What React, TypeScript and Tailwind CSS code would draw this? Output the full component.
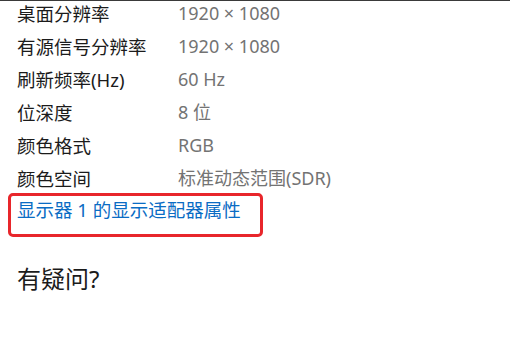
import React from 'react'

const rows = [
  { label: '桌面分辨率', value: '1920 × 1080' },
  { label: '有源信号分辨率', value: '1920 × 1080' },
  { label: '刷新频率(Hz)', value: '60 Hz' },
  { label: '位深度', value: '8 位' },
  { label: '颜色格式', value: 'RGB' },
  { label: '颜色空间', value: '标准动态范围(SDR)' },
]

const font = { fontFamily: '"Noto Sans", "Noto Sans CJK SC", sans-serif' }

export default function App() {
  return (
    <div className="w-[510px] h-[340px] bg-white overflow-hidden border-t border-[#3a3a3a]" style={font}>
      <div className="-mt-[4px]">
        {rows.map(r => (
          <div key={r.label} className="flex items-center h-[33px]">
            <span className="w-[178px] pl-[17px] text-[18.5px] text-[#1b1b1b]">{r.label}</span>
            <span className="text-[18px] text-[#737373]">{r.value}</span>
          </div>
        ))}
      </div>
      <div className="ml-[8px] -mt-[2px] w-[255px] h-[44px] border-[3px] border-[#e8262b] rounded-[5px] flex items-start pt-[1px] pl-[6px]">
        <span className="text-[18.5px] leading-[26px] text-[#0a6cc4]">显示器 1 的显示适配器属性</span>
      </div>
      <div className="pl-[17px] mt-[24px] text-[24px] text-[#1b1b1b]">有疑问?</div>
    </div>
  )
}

---

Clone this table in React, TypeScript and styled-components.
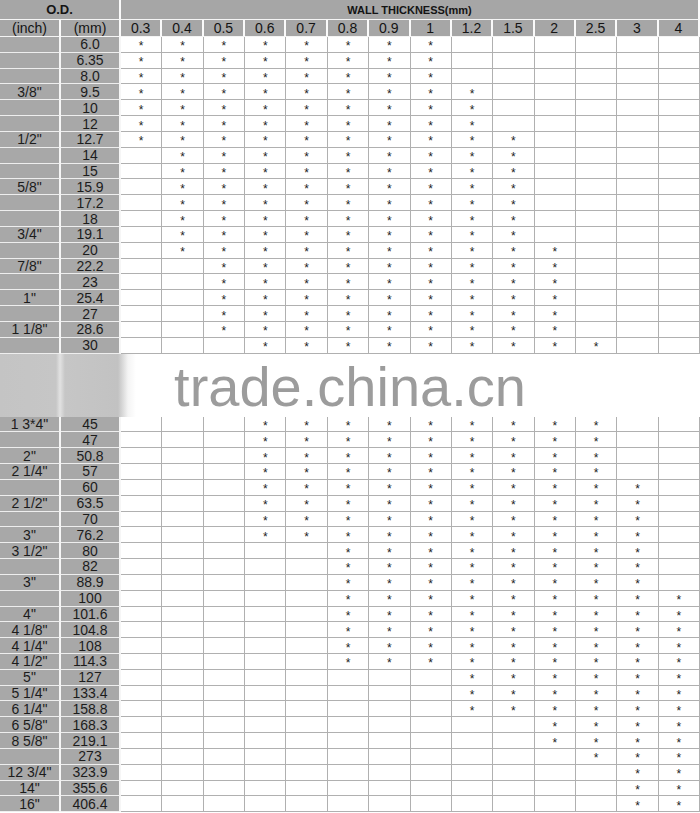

--

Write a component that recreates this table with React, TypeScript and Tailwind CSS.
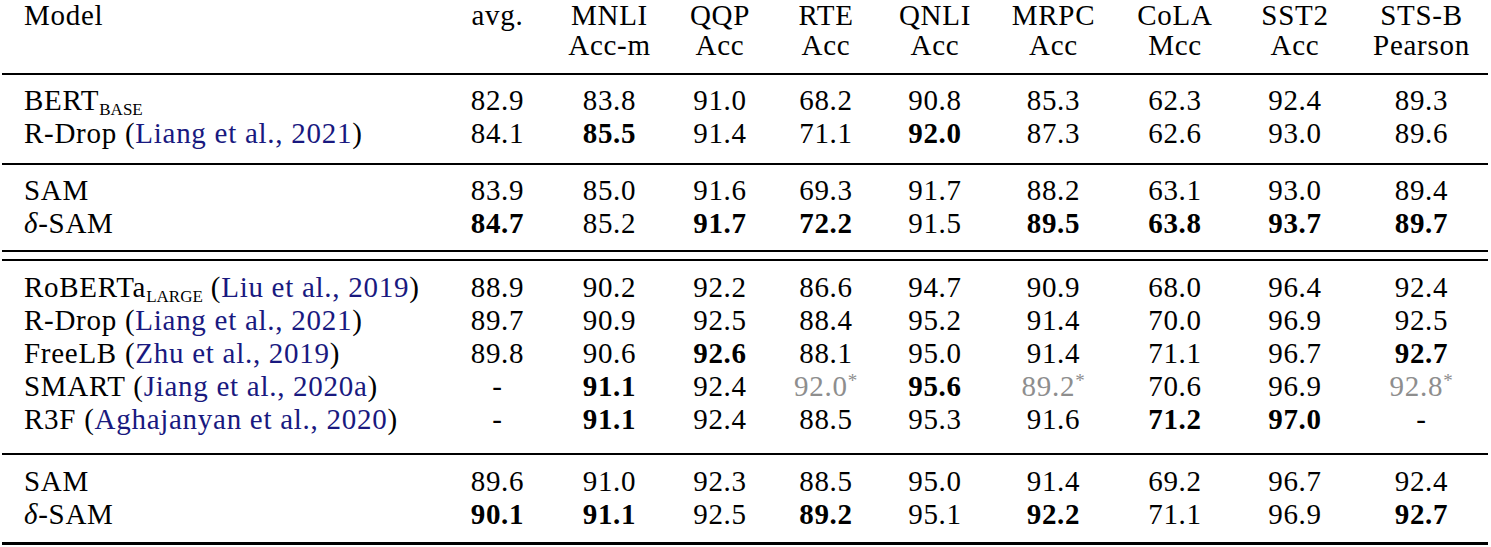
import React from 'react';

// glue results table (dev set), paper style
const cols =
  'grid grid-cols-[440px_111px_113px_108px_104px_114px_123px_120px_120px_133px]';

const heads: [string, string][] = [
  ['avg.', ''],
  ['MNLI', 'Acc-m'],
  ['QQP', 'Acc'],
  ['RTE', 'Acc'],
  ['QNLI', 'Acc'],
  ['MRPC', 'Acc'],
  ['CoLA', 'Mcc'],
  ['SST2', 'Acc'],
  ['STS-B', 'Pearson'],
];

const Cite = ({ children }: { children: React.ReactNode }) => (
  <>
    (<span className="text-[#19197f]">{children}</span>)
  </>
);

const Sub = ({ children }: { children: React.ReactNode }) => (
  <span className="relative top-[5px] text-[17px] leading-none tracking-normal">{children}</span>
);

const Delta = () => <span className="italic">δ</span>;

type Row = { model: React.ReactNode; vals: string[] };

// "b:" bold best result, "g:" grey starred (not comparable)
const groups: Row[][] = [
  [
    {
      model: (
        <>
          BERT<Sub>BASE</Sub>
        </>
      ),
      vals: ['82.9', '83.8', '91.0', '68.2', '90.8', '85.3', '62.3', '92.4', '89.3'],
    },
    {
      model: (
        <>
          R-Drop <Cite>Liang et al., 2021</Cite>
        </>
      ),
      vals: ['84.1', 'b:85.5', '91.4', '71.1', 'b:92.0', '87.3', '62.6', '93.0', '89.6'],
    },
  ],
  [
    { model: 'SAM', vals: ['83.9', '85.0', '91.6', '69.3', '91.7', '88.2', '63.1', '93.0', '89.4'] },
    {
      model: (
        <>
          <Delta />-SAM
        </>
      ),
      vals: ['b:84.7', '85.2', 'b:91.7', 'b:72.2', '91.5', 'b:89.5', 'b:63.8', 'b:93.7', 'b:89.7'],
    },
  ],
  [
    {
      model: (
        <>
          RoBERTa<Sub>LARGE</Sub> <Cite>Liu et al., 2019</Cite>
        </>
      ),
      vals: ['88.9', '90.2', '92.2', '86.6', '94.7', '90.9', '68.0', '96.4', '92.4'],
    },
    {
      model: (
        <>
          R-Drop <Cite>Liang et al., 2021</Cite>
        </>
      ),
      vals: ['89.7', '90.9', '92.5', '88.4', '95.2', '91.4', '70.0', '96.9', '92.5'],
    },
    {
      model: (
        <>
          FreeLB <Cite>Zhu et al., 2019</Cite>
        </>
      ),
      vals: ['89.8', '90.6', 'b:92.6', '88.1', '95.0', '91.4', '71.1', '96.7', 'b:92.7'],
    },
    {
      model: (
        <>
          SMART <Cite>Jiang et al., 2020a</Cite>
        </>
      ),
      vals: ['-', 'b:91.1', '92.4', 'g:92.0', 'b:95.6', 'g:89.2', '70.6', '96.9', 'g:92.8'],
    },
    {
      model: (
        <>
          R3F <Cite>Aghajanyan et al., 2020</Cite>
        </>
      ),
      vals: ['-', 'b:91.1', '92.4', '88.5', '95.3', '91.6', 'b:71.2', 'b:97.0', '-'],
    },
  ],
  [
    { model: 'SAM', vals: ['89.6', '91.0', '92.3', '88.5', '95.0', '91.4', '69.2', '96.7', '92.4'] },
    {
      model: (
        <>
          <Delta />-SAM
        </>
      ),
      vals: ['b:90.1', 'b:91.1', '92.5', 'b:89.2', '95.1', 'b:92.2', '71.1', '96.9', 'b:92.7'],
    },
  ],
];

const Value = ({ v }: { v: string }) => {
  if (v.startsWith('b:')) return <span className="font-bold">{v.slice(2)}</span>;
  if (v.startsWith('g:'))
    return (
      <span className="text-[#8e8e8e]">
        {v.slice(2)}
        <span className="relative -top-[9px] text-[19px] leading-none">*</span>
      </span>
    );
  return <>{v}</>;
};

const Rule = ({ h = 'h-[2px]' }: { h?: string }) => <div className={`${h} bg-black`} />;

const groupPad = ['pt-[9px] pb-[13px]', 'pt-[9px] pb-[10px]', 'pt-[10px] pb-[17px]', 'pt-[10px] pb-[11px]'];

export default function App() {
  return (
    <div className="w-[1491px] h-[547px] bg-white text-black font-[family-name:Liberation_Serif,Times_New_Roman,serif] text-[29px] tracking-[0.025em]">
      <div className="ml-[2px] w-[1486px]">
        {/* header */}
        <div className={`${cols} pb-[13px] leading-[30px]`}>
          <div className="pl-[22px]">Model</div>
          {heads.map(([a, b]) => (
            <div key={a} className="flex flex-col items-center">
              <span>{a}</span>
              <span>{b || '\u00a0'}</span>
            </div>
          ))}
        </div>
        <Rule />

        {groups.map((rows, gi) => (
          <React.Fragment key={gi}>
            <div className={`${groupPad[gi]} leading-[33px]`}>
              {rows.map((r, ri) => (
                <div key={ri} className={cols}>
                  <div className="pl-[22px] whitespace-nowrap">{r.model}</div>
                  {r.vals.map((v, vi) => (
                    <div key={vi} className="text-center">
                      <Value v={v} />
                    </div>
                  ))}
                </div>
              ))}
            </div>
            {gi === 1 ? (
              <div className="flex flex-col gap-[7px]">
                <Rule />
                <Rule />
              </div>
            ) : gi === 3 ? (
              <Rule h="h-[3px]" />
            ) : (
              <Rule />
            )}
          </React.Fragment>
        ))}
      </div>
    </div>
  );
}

The request:
Copy word for word every line from the one with "Write a component" through the one with "React.ReactNode; vals: string[]", including both. No pictures belong in the copy.

Solution for this task:
Write a component that recreates this table with React, TypeScript and Tailwind CSS.
import React from 'react';

// glue results table (dev set), paper style
const cols =
  'grid grid-cols-[440px_111px_113px_108px_104px_114px_123px_120px_120px_133px]';

const heads: [string, string][] = [
  ['avg.', ''],
  ['MNLI', 'Acc-m'],
  ['QQP', 'Acc'],
  ['RTE', 'Acc'],
  ['QNLI', 'Acc'],
  ['MRPC', 'Acc'],
  ['CoLA', 'Mcc'],
  ['SST2', 'Acc'],
  ['STS-B', 'Pearson'],
];

const Cite = ({ children }: { children: React.ReactNode }) => (
  <>
    (<span className="text-[#19197f]">{children}</span>)
  </>
);

const Sub = ({ children }: { children: React.ReactNode }) => (
  <span className="relative top-[5px] text-[17px] leading-none tracking-normal">{children}</span>
);

const Delta = () => <span className="italic">δ</span>;

type Row = { model: React.ReactNode; vals: string[] };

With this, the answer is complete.